Appunti e note sulla condizione esistenziale.

«Nessun rimpianto, rimpianti di nessun genere» (novembre 1995); «Vivere e coincidere così con niente, trascinarsi fra i colpi quotidiani, che cosa resta [della] mia lunga e assurda fatica quotidiana[?] un pugno di mosche fastidiose», «Io dico di me: sei un insensato, un pavido, un vile, un rinunciatario. E a che pro e quale significato[?] Ho lottato, lotto a vuoto»; «Io sono stanco, sfibrato sfiduciato, io ora aspetto solo la morte»; «Forse per sopravvivere dovrò fare, farò cose ripugnanti» (agosto 1996); «Ogni giorno più triste e arrabbiato,ogni giorno più solo e inutile, ogni giorno più stanco, più assente» (aprile-maggio 1997); «Non coincido più con me stesso, ho perso la mia identità, ora vado razzolando nella fine»; «Lo aspettavo di giorno in giorno ma non immaginavo così, non immaginavo questa preparata catastrofe.
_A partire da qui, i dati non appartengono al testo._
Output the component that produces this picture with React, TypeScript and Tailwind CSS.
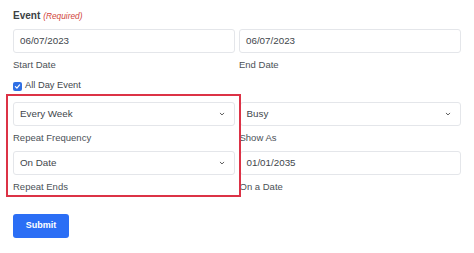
import React from 'react';

const font = { fontFamily: '"Liberation Sans", Arial, sans-serif' };

const Chevron = () => (
  <svg width="8" height="8" viewBox="0 0 10 10" className="text-[#555]">
    <path d="M2.8 4 5 6.2 7.2 4" fill="none" stroke="currentColor" strokeWidth="1.2" strokeLinecap="round" strokeLinejoin="round" />
  </svg>
);

const Field: React.FC<{ value: string; label: string; select?: boolean }> = ({ value, label, select }) => (
  <div className="flex-1 flex flex-col">
    <div className="h-[24px] border border-[#e4e6ea] rounded-[3px] bg-white flex items-center pl-[6px] pr-[8px] justify-between">
      <span className="text-[9.8px] text-[#41464c]">{value}</span>
      {select && <Chevron />}
    </div>
    <div className="text-[9.5px] text-[#4b5157] leading-[15px] mt-[4px] mb-[6px]">{label}</div>
  </div>
);

export default function App() {
  return (
    <div className="w-[474px] h-[253px] bg-white relative pl-[13px] pr-[13px] pt-[9px]" style={font}>
      <div className="flex items-baseline gap-[3px] leading-[14px] mb-[6px]">
        <span className="text-[10px] font-bold text-[#3b3f44]">Event</span>
        <span className="text-[8.3px] italic text-[#d0453a]">(Required)</span>
      </div>

      <div className="flex gap-[4px]">
        <Field value="06/07/2023" label="Start Date" />
        <Field value="06/07/2023" label="End Date" />
      </div>

      <div className="flex items-center gap-[3px] h-[16px] mb-[8px]">
        <span className="w-[9px] h-[9px] rounded-[2px] bg-[#2f6fe4] flex items-center justify-center">
          <svg width="7" height="7" viewBox="0 0 10 10">
            <path d="M2 5.2 4.2 7.3 8 2.8" fill="none" stroke="white" strokeWidth="1.8" strokeLinecap="round" strokeLinejoin="round" />
          </svg>
        </span>
        <span className="text-[9.3px] text-[#41464c]">All Day Event</span>
      </div>

      <div className="relative">
        <div className="flex gap-[5px]">
          <Field value="Every Week" label="Repeat Frequency" select />
          <Field value="Busy" label="Show As" select />
        </div>
        <div className="flex gap-[5px]">
          <Field value="On Date" label="Repeat Ends" select />
          <Field value="01/01/2035" label="On a Date" />
        </div>
        <div className="absolute left-[-7px] top-[-8px] w-[235px] h-[103px] border-2 border-[#dc3246] pointer-events-none" />
      </div>

      <button className="mt-[14px] h-[24px] w-[56px] rounded-[3px] bg-[#2b6ef5] text-white text-[9px] font-bold">
        Submit
      </button>
    </div>
  );
}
Questa mia ultima vita sguarnita povera e io mi arrampico giorno dopo giorno su specchi immacolati, annaspo il mio niente, stupidità menzogna gli alimenti della vita, schiuma della rabbia, ho perduto, è breve il tempo» (14 maggio 1997)…

Gian Giacomo Menon nacque nel 1910 a Medea (Gorizia), allora territorio austriaco. Dal 1937 all’anno della morte (2000) ha vissuto e insegnato a Udine.
Pensiero individualista, solipsista, pragmatista, sostenitore della isostenia dei logoi, definiva così i suoi «segnali di vita»: casualità, nudità, paura.